# START OF EXERCISE MATERIALS

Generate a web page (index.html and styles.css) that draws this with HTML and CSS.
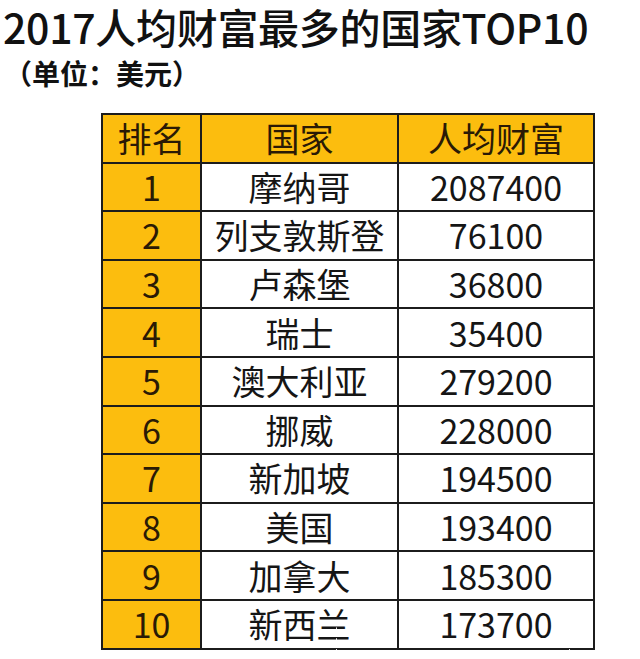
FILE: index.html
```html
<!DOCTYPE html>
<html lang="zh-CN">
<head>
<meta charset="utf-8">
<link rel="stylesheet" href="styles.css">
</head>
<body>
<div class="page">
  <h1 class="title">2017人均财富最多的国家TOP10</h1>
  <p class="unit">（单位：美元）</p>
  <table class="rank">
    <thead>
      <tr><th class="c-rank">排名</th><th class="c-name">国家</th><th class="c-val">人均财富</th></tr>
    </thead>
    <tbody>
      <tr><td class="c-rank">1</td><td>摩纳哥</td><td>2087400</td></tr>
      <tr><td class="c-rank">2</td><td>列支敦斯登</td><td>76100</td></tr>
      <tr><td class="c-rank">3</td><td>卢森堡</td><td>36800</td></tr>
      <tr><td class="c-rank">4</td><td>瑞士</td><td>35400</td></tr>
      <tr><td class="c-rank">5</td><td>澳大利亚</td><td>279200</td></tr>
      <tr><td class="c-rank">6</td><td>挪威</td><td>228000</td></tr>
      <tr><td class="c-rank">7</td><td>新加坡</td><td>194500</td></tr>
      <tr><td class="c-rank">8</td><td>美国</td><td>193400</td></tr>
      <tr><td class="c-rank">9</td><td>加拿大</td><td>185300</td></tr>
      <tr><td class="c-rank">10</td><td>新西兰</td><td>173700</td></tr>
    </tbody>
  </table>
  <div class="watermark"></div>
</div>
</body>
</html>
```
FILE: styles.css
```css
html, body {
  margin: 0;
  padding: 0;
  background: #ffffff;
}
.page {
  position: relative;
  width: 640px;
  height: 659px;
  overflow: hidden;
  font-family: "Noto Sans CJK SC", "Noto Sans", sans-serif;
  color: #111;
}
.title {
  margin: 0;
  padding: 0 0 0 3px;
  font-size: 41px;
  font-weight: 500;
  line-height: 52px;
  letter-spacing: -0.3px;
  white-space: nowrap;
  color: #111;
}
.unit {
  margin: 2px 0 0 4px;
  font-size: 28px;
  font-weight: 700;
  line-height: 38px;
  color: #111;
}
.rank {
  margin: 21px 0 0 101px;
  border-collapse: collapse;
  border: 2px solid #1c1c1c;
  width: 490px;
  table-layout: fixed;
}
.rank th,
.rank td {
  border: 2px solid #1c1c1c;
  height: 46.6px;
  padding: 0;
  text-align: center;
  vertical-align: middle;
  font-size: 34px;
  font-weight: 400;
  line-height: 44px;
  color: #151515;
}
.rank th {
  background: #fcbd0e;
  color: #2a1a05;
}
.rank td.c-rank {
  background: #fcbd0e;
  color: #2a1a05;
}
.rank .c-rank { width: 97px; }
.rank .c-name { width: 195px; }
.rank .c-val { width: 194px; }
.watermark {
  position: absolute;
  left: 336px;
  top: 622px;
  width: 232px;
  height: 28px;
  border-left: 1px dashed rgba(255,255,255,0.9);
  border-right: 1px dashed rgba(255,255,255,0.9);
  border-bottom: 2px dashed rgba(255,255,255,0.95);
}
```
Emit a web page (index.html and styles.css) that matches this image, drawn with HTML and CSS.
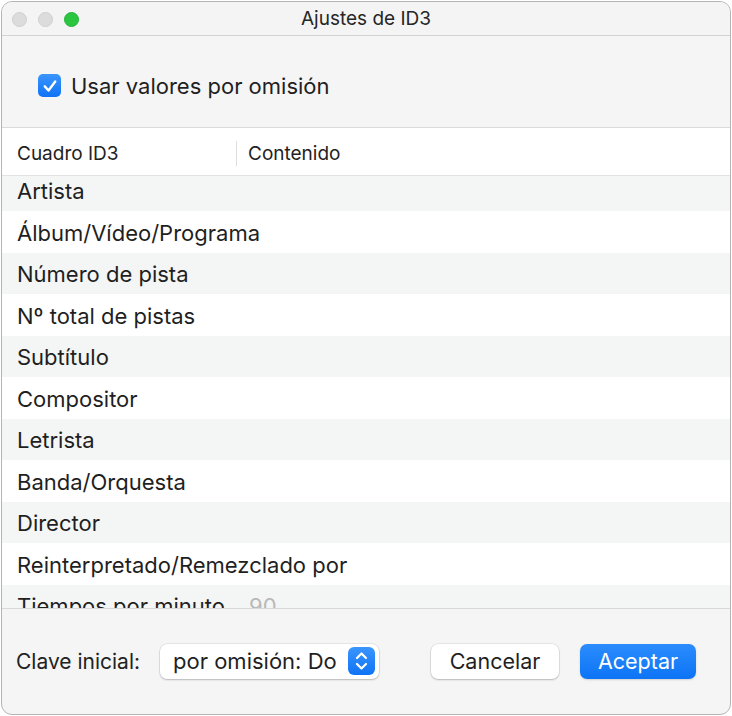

# END OF EXERCISE MATERIALS

DO THIS:
Omit all pictures while transcribing the entries verbatim.

THE RESULT:
Generate a web page (index.html and styles.css) that draws this with HTML and CSS.
FILE: index.html
```html
<!DOCTYPE html>
<html lang="zh-CN">
<head>
<meta charset="utf-8">
<link rel="stylesheet" href="styles.css">
</head>
<body>
<div class="page">
  <h1 class="title">2017人均财富最多的国家TOP10</h1>
  <p class="unit">（单位：美元）</p>
  <table class="rank">
    <thead>
      <tr><th class="c-rank">排名</th><th class="c-name">国家</th><th class="c-val">人均财富</th></tr>
    </thead>
    <tbody>
      <tr><td class="c-rank">1</td><td>摩纳哥</td><td>2087400</td></tr>
      <tr><td class="c-rank">2</td><td>列支敦斯登</td><td>76100</td></tr>
      <tr><td class="c-rank">3</td><td>卢森堡</td><td>36800</td></tr>
      <tr><td class="c-rank">4</td><td>瑞士</td><td>35400</td></tr>
      <tr><td class="c-rank">5</td><td>澳大利亚</td><td>279200</td></tr>
      <tr><td class="c-rank">6</td><td>挪威</td><td>228000</td></tr>
      <tr><td class="c-rank">7</td><td>新加坡</td><td>194500</td></tr>
      <tr><td class="c-rank">8</td><td>美国</td><td>193400</td></tr>
      <tr><td class="c-rank">9</td><td>加拿大</td><td>185300</td></tr>
      <tr><td class="c-rank">10</td><td>新西兰</td><td>173700</td></tr>
    </tbody>
  </table>
  <div class="watermark"></div>
</div>
</body>
</html>
```
FILE: styles.css
```css
html, body {
  margin: 0;
  padding: 0;
  background: #ffffff;
}
.page {
  position: relative;
  width: 640px;
  height: 659px;
  overflow: hidden;
  font-family: "Noto Sans CJK SC", "Noto Sans", sans-serif;
  color: #111;
}
.title {
  margin: 0;
  padding: 0 0 0 3px;
  font-size: 41px;
  font-weight: 500;
  line-height: 52px;
  letter-spacing: -0.3px;
  white-space: nowrap;
  color: #111;
}
.unit {
  margin: 2px 0 0 4px;
  font-size: 28px;
  font-weight: 700;
  line-height: 38px;
  color: #111;
}
.rank {
  margin: 21px 0 0 101px;
  border-collapse: collapse;
  border: 2px solid #1c1c1c;
  width: 490px;
  table-layout: fixed;
}
.rank th,
.rank td {
  border: 2px solid #1c1c1c;
  height: 46.6px;
  padding: 0;
  text-align: center;
  vertical-align: middle;
  font-size: 34px;
  font-weight: 400;
  line-height: 44px;
  color: #151515;
}
.rank th {
  background: #fcbd0e;
  color: #2a1a05;
}
.rank td.c-rank {
  background: #fcbd0e;
  color: #2a1a05;
}
.rank .c-rank { width: 97px; }
.rank .c-name { width: 195px; }
.rank .c-val { width: 194px; }
.watermark {
  position: absolute;
  left: 336px;
  top: 622px;
  width: 232px;
  height: 28px;
  border-left: 1px dashed rgba(255,255,255,0.9);
  border-right: 1px dashed rgba(255,255,255,0.9);
  border-bottom: 2px dashed rgba(255,255,255,0.95);
}
```
Emit a web page (index.html and styles.css) that matches this image, drawn with HTML and CSS.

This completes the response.